Я предположила: нечто вроде здешнего Министерства Просвещения? Министерство Культуры? Союз Писателей?
– Ми-ни-стерство туризма, – выговорила Анна Андреевна с отвращением. – То есть рекламы. Приветствовал меня там министр туризма…191
– Ни один из тамошних издателей не предложил мне деньги…
– Статья Адельки на уровне речи Жданова… Все они ожидали, что я там останусь, попрошу политического убежища, а когда оказалось, что у меня и в мыслях этого нет, напустили Адельку…
(Так она называет какую-то тамошнюю даму, которая написала о ней, по ее словам, грубую и глупую статью192.)
Потом слегка повеселела, рассказывая о своей встрече с Твардовским. Было, по ее словам, так. Когда она шла через проход посреди зала в том замке в Сицилии, где ее чествовали, она отыскивала глазами своих, то есть русских.
– Иду и озираю зал. Ищу наших, москвичей. Там ведь была и наша, советская, делегация. Смотрю – в одном ряду посреди зала, с самого края прохода сидит Твардовский.

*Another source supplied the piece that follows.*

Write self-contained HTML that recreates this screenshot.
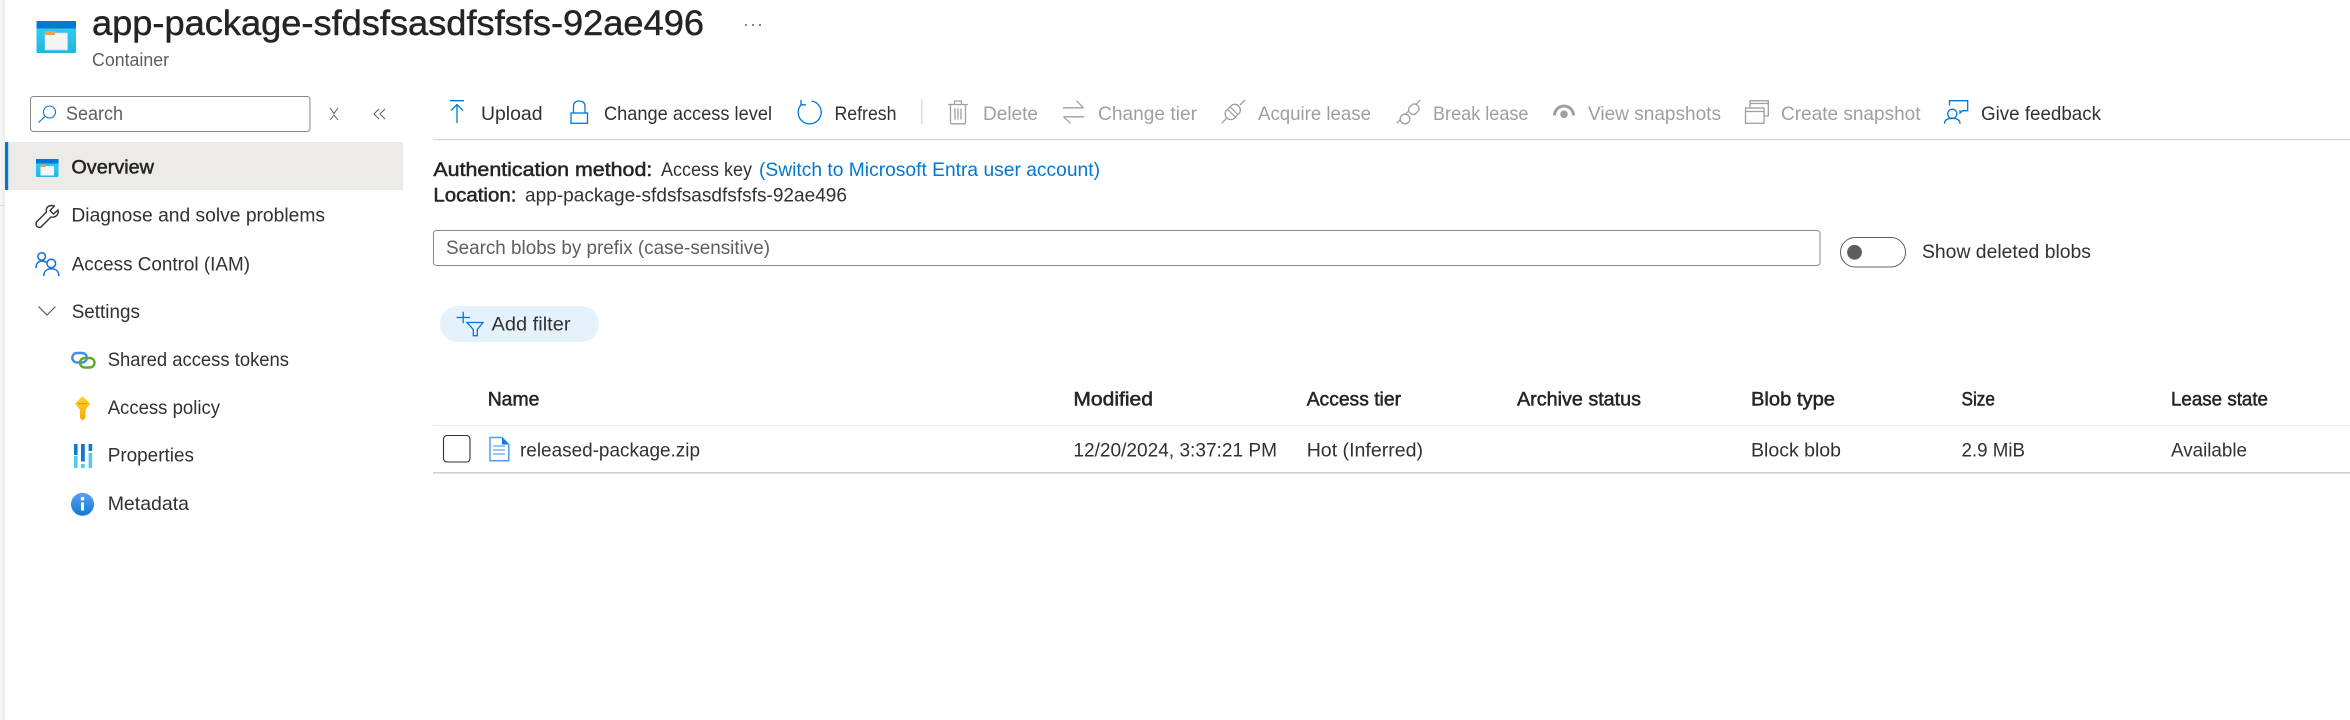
<!DOCTYPE html>
<html lang="en">
<head>
<meta charset="utf-8">
<title>app-package-sfdsfsasdfsfsfs-92ae496</title>
<style>
html,body{margin:0;padding:0;background:#fff;width:2350px;height:720px;overflow:hidden}
svg{display:block}
text{font-family:"Liberation Sans",sans-serif;font-size:19.5px;fill:#323130}
.d{fill:#a19f9d}
.b{fill:#252423;stroke:#252423;stroke-width:.5}
.l{fill:#0078d4}
.p{fill:#605e5c}
.bl{fill:none;stroke:#0078d4;stroke-width:1.3}
.gr{fill:none;stroke:#a19f9d;stroke-width:1.3}
.pp{fill:none;stroke:#0f6fdb;stroke-width:1.5}
</style>
</head>
<body>
<svg xmlns="http://www.w3.org/2000/svg" width="2350" height="720" viewBox="0 0 2350 720">
<defs>
<linearGradient id="strip" x1="0" x2="1" y1="0" y2="0"><stop offset="0" stop-color="#f8f8f8"/><stop offset="1" stop-color="#ececec"/></linearGradient>
<linearGradient id="cy" x1="0" x2="0" y1="0" y2="1"><stop offset="0" stop-color="#32d4f5"/><stop offset="1" stop-color="#25b4e0"/></linearGradient>
<linearGradient id="inf" x1="0" x2="0" y1="0" y2="1"><stop offset="0" stop-color="#5ea0ef"/><stop offset="1" stop-color="#0f78d4"/></linearGradient>
<linearGradient id="key" x1="0" x2="0" y1="0" y2="1"><stop offset="0" stop-color="#fed32a"/><stop offset="1" stop-color="#f8a70d"/></linearGradient>
</defs>

<!-- left strip -->
<rect x="0" y="0" width="5" height="720" fill="url(#strip)"/>
<rect x="0" y="205" width="5" height="1" fill="#dcdcdc"/>

<!-- header -->
<rect x="36.5" y="21" width="39.5" height="32" rx="1.5" fill="url(#cy)"/>
<rect x="36.5" y="21" width="39.5" height="7.5" fill="#0078d4"/>
<rect x="45" y="33" width="22.5" height="17" fill="#f4f4f2" stroke="#c8dde6" stroke-width=".6"/>
<rect x="45" y="31" width="10" height="4" rx="1" fill="#f7a03a"/>
<text x="92" y="35" style="font-size:35px;fill:#242424;stroke:#242424;stroke-width:.45" textLength="612" lengthAdjust="spacingAndGlyphs">app-package-sfdsfsasdfsfsfs-92ae496</text>
<text x="92" y="66" style="font-size:18px;fill:#605e5c" textLength="77" lengthAdjust="spacingAndGlyphs">Container</text>
<g fill="#605e5c"><circle cx="746" cy="25" r="1"/><circle cx="753" cy="25" r="1"/><circle cx="760" cy="25" r="1"/></g>

<!-- sidebar search -->
<rect x="30.500" y="96.500" width="279.500" height="35" rx="3" fill="#fff" stroke="#8a8886" stroke-width="1"/>
<circle cx="49.500" cy="112" r="6" class="bl" style="stroke-width:1.100"/>
<path d="M45 116.500 38.500 122.500" class="bl" style="stroke-width:1.100"/>
<text x="66" y="120" class="p" textLength="57" lengthAdjust="spacingAndGlyphs">Search</text>
<path d="M330 108 334 113.500 338 108M330 120 334 115 338 120" fill="none" stroke="#605e5c" stroke-width="1"/>
<path d="M379 109 374 114 379 119M385 109 380 114 385 119" fill="none" stroke="#605e5c" stroke-width="1"/>

<!-- sidebar items -->
<rect x="5" y="142" width="398" height="48" fill="#edebe9"/>
<rect x="5" y="142" width="3.200" height="48" fill="#0078d4"/>
<rect x="36" y="159" width="22.500" height="18" rx="1" fill="url(#cy)"/>
<rect x="36" y="159" width="22.500" height="4.500" fill="#0078d4"/>
<rect x="40.500" y="166" width="13.500" height="9.500" fill="#f7f7f5"/>
<rect x="40.500" y="164.700" width="5.500" height="2.400" rx=".6" fill="#f7a03a"/>
<text x="71.400" y="173.500" class="b" textLength="82.600" lengthAdjust="spacingAndGlyphs">Overview</text>

<path d="M37 221.500 46.500 212C45.500 208 48 205.500 52 205.500L54.500 206 50 210.500 53.500 214 58 210C59 214 56 218 51 217L41 227C39.500 228 36 227 36 224 36 223 36.300 222 37 221.500Z" fill="none" stroke="#323130" stroke-width="1.400" stroke-linejoin="round"/>
<text x="71.400" y="221.700" textLength="253.600" lengthAdjust="spacingAndGlyphs">Diagnose and solve problems</text>

<circle cx="41.700" cy="256.500" r="3.800" class="pp"/>
<path d="M36 268C36 263 39 261 42 261 44 261 45.500 261.500 46.500 262.500" class="pp"/>
<circle cx="51.300" cy="263.500" r="4.300" class="pp"/>
<path d="M43.800 276C43.800 271 47 268.800 51.300 268.800 55.600 268.800 58.800 271 58.800 276" class="pp"/>
<text x="71.700" y="270.700" textLength="178.300" lengthAdjust="spacingAndGlyphs">Access Control (IAM)</text>

<path d="M38.500 306.500 47 315 55.500 306.500" fill="none" stroke="#605e5c" stroke-width="1.200"/>
<text x="71.700" y="318" textLength="68.300" lengthAdjust="spacingAndGlyphs">Settings</text>

<rect x="72.300" y="353" width="14.500" height="9.500" rx="4.700" fill="none" stroke="#3f8fe8" stroke-width="2.400"/>
<rect x="80" y="358" width="14.500" height="9.500" rx="4.700" fill="none" stroke="#5ea82b" stroke-width="2.400"/>
<text x="107.700" y="366" textLength="181.300" lengthAdjust="spacingAndGlyphs">Shared access tokens</text>

<path d="M82.500 396 90 403.500 85.500 410V418L82.500 420.500 80 418V410L75 403.500Z" fill="url(#key)"/>
<rect x="78" y="403" width="9" height="1.200" fill="#e5960e"/>
<text x="107.700" y="414" textLength="112.300" lengthAdjust="spacingAndGlyphs">Access policy</text>

<rect x="74" y="444" width="3.600" height="11" fill="#0f78d4"/>
<rect x="74" y="456" width="3.600" height="12" fill="#4fcdf0"/>
<rect x="81" y="444" width="3.800" height="17.500" fill="#0f78d4"/>
<rect x="81" y="464" width="3.800" height="4" fill="#4fcdf0"/>
<rect x="88.600" y="444" width="3.600" height="7" fill="#0f78d4"/>
<rect x="88.600" y="453" width="3.600" height="15" fill="#4fcdf0"/>
<text x="107.700" y="461.700" textLength="86.300" lengthAdjust="spacingAndGlyphs">Properties</text>

<circle cx="82.500" cy="504.200" r="11.500" fill="url(#inf)"/>
<rect x="81" y="502.500" width="3" height="8" fill="#fff"/>
<circle cx="82.500" cy="498.700" r="1.800" fill="#fff"/>
<text x="107.700" y="510" textLength="81.300" lengthAdjust="spacingAndGlyphs">Metadata</text>

<!-- toolbar -->
<path d="M450 100.700H464M457 123V104.500M451 110.500 457 104.500 463 110.500" class="bl"/>
<text x="481" y="120" textLength="61.500" lengthAdjust="spacingAndGlyphs">Upload</text>

<rect x="571" y="113" width="16.500" height="10.300" class="bl"/>
<path d="M573.500 113V106.500C573.500 102.500 575.800 101 579.200 101 582.600 101 585 102.500 585 106.500V113" class="bl"/>
<text x="604" y="120" textLength="168" lengthAdjust="spacingAndGlyphs">Change access level</text>

<path d="M811.500 101A11.500 11.500 0 1 1 802 103.800" class="bl"/>
<path d="M801 100V104.800H806" class="bl"/>
<text x="834.500" y="120" textLength="62" lengthAdjust="spacingAndGlyphs">Refresh</text>

<rect x="921" y="99" width="1.500" height="25.500" fill="#dcdcdc"/>

<path d="M948 104.500H968M954.500 104.500V101H961.500V104.500M950.500 104.500V122.500C950.500 123.300 951 123.800 951.800 123.800H964.200C965 123.800 965.500 123.300 965.500 122.500V104.500M955 108.500V119.500M958 108.500V119.500M961 108.500V119.500" class="gr"/>
<text x="983" y="120" class="d" textLength="55" lengthAdjust="spacingAndGlyphs">Delete</text>

<path d="M1063 107.800H1083.500M1076.500 100.800 1083.500 107.800M1084 116.800H1063.500M1070.500 123.300 1063.500 116.800" class="gr"/>
<text x="1098" y="120" class="d" textLength="99" lengthAdjust="spacingAndGlyphs">Change tier</text>

<!-- acquire lease plug -->
<g class="gr">
<path d="M1221.700 123.300 1226.500 118.500M1240 105 1245 100"/>
<g transform="rotate(-45 1232.700 112)">
<rect x="1224.500" y="106.500" width="16.500" height="11" rx="5" fill="#fff" stroke="#a19f9d" stroke-width="1.300"/>
<path d="M1231 106.500V117.500M1234.500 106.500V117.500" stroke="#a19f9d" stroke-width="1.200" fill="none"/>
</g>
</g>
<text x="1258" y="120" class="d" textLength="113" lengthAdjust="spacingAndGlyphs">Acquire lease</text>

<!-- break lease plug -->
<g class="gr">
<path d="M1396.700 123.300 1400.500 119.500M1416.500 104 1420 100M1405 114.500 1408 111.500"/>
<circle cx="1405" cy="119" r="4.800" fill="#fff"/>
<g transform="rotate(-45 1414 109)">
<rect x="1408.500" y="104.500" width="10.500" height="9" rx="4" fill="#fff" stroke="#a19f9d" stroke-width="1.300"/>
</g>
</g>
<text x="1433" y="120" class="d" textLength="95.500" lengthAdjust="spacingAndGlyphs">Break lease</text>

<path d="M1554.500 115.500A9.500 9.500 0 0 1 1573.500 115.500" fill="none" stroke="#a19f9d" stroke-width="3"/>
<circle cx="1564" cy="114.300" r="3.800" fill="#a19f9d"/>
<text x="1588" y="120" class="d" textLength="133" lengthAdjust="spacingAndGlyphs">View snapshots</text>

<path d="M1750 108V100.800H1768.300V116H1764M1750 103.500H1768.300" class="gr"/>
<rect x="1745.500" y="108" width="18.500" height="15.300" fill="#fff" stroke="#a19f9d" stroke-width="1.300"/>
<path d="M1745.500 111.500H1764" class="gr"/>
<text x="1781" y="120" class="d" textLength="139.500" lengthAdjust="spacingAndGlyphs">Create snapshot</text>

<path d="M1949.500 105.500V100.700H1967.700V110.700H1962.700L1960 113V110" class="bl"/>
<circle cx="1952.300" cy="113.800" r="4.600" class="bl"/>
<path d="M1944.500 123.800C1944.500 120 1947.500 118.300 1952.300 118.300 1957 118.300 1960 120 1960 123.800" class="bl"/>
<text x="1981" y="120" textLength="120" lengthAdjust="spacingAndGlyphs">Give feedback</text>

<rect x="433" y="139" width="1917" height="1.200" fill="#d6d6d6"/>

<!-- info -->
<text x="433.400" y="176" class="b" textLength="218.900" lengthAdjust="spacingAndGlyphs">Authentication method:</text>
<text x="661" y="176" textLength="91" lengthAdjust="spacingAndGlyphs">Access key</text>
<text x="759" y="176" class="l" textLength="341" lengthAdjust="spacingAndGlyphs">(Switch to Microsoft Entra user account)</text>
<text x="433.400" y="201.700" class="b" textLength="83" lengthAdjust="spacingAndGlyphs">Location:</text>
<text x="525" y="201.700" textLength="322" lengthAdjust="spacingAndGlyphs">app-package-sfdsfsasdfsfsfs-92ae496</text>

<!-- blob search -->
<rect x="433.500" y="230.500" width="1386.500" height="35" rx="3" fill="#fff" stroke="#8a8886" stroke-width="1"/>
<text x="446" y="254" class="p" textLength="324" lengthAdjust="spacingAndGlyphs">Search blobs by prefix (case-sensitive)</text>

<rect x="1840.500" y="237.500" width="65" height="29.500" rx="14.700" fill="#fff" stroke="#605e5c" stroke-width="1"/>
<circle cx="1854.500" cy="252.300" r="7.400" fill="#605e5c"/>
<text x="1922" y="258" textLength="169" lengthAdjust="spacingAndGlyphs">Show deleted blobs</text>

<!-- add filter -->
<rect x="440" y="306" width="159" height="36" rx="18" fill="#e5f1fb"/>
<path d="M456.500 317.500H470M463.200 311.700V323.300" class="bl"/>
<path d="M467 322.500H483L477.300 329.500V335.700H473.300V329.500Z" fill="none" stroke="#0f6fdb" stroke-width="1.300"/>
<text x="491.500" y="330.700" textLength="79" lengthAdjust="spacingAndGlyphs">Add filter</text>

<!-- table -->
<text x="487.700" y="405.500" class="b" textLength="51.700" lengthAdjust="spacingAndGlyphs">Name</text>
<text x="1073.400" y="405.500" class="b" textLength="79.600" lengthAdjust="spacingAndGlyphs">Modified</text>
<text x="1306.700" y="405.500" class="b" textLength="94.300" lengthAdjust="spacingAndGlyphs">Access tier</text>
<text x="1517" y="405.500" class="b" textLength="124" lengthAdjust="spacingAndGlyphs">Archive status</text>
<text x="1751" y="405.500" class="b" textLength="84" lengthAdjust="spacingAndGlyphs">Blob type</text>
<text x="1961.500" y="405.500" class="b" textLength="33.500" lengthAdjust="spacingAndGlyphs">Size</text>
<text x="2171" y="405.500" class="b" textLength="97" lengthAdjust="spacingAndGlyphs">Lease state</text>
<rect x="433" y="425" width="1917" height="1.200" fill="#edebe9"/>

<rect x="443.500" y="435.500" width="26.500" height="26.500" rx="3.500" fill="#fff" stroke="#323130" stroke-width="1.100"/>
<path d="M490 437.500H502L508.800 444.500V460.800H490Z" fill="#fff" stroke="#4f9ded" stroke-width="1.500"/>
<path d="M502 437.500 508.800 444.500H502Z" fill="#0f78d4"/>
<path d="M493 446H505M493 450H505M493 454H505" stroke="#7ab4f0" stroke-width="1.500" fill="none"/>
<text x="520" y="456.700" textLength="180" lengthAdjust="spacingAndGlyphs">released-package.zip</text>
<text x="1073.400" y="456.700" textLength="203.600" lengthAdjust="spacingAndGlyphs">12/20/2024, 3:37:21 PM</text>
<text x="1306.700" y="456.700" textLength="116.300" lengthAdjust="spacingAndGlyphs">Hot (Inferred)</text>
<text x="1751" y="456.700" textLength="90" lengthAdjust="spacingAndGlyphs">Block blob</text>
<text x="1961.500" y="456.700" textLength="63.500" lengthAdjust="spacingAndGlyphs">2.9 MiB</text>
<text x="2171" y="456.700" textLength="76" lengthAdjust="spacingAndGlyphs">Available</text>
<rect x="433" y="472" width="1917" height="1.500" fill="#cfcfcf"/>
</svg>
</body>
</html>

Шествую торжественно и бормочу себе под нос – тихонечко, но так, чтобы он услышал: «Зачем нянька меня не уронила маленькой? Не было бы тогда этой петрушки». Он, бедняга, вскочил и, закрыв рот ладонью, выскочил в боковую дверь: отсмеиваться… Не фыркать же тут, прямо в зале…
Я тоже чуть не выскочила в коридор! Воспринять величественную церемонию как «петрушку» – это могла только она, Ахматова. Воображаю, как хохотал в коридоре или где-то там Твардовский. Интересно, собрался ли он с силами, чтобы вернуться в зал и прослушать ее чтение? (Она читала «Музу».) А вечером, она говорит, Твардовский вместе с Сурковым постучались в ее дверь.
– Александр Трифонович всю жизнь полагал, будто я этакая чопорная чинная старорежимная дама. Но переменил суждение. Алексей Александрович и он зашли ко мне с водкой и закуской, и мы отлично выпили и закусили втроем193.